**Your objective:**
State the number of lines that hold the string "styled", with nothing added.

**Material:**
● ● ● ● ●

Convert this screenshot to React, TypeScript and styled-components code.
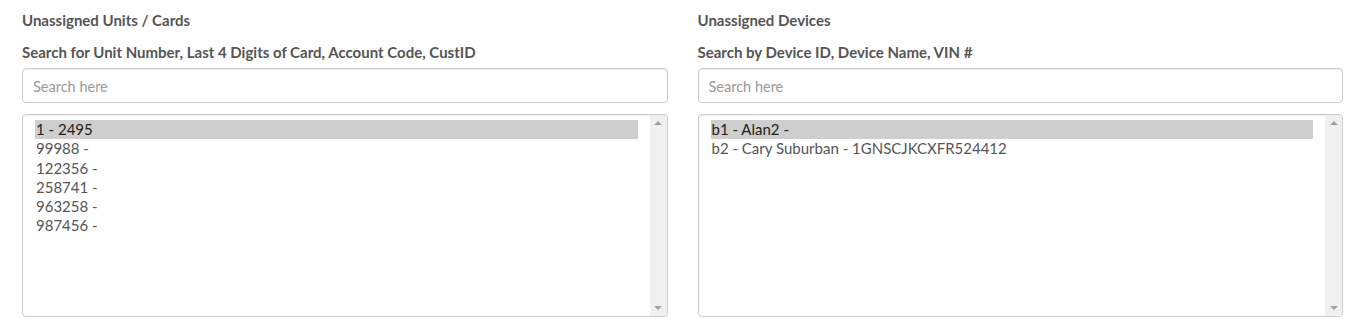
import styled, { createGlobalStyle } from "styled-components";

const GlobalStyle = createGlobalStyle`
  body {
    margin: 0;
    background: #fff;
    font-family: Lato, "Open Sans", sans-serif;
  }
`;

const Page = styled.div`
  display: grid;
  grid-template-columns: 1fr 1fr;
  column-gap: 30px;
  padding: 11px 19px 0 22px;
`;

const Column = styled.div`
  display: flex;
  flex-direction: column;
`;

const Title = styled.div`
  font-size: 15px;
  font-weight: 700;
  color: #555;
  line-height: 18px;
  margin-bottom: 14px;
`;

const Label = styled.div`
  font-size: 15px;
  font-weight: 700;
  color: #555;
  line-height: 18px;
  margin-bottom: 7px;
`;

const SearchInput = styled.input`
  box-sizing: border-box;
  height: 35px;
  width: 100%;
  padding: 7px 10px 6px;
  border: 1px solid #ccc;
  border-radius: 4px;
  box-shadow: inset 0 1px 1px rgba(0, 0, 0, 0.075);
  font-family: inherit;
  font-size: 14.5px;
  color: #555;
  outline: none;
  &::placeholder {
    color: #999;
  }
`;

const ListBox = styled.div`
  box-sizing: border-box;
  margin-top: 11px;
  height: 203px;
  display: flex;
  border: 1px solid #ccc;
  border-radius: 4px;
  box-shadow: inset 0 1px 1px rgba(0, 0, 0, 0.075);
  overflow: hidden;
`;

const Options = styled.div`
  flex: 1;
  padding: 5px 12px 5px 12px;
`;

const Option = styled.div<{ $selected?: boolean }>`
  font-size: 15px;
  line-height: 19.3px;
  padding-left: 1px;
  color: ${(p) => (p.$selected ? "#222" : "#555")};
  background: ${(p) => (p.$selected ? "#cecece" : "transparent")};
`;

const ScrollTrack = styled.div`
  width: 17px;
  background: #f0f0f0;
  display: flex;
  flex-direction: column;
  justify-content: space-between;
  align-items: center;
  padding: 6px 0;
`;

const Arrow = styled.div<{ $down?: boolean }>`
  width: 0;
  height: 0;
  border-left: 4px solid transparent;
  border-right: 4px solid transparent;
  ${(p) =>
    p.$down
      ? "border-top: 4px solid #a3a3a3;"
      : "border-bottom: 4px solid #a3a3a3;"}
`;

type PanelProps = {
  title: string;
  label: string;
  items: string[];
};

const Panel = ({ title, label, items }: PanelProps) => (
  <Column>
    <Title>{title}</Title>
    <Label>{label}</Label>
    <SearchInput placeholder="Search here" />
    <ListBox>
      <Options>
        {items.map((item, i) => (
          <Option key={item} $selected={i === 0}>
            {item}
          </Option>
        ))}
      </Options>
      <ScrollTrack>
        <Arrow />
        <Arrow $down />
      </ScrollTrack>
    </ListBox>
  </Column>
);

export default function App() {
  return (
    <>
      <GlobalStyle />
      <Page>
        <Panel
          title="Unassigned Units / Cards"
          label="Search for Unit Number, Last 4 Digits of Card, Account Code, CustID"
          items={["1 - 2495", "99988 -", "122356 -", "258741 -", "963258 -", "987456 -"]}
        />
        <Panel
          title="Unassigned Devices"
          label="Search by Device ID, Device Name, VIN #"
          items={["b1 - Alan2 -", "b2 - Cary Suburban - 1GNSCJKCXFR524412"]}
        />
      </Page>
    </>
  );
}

● ● ● ● ●

**The result:**
12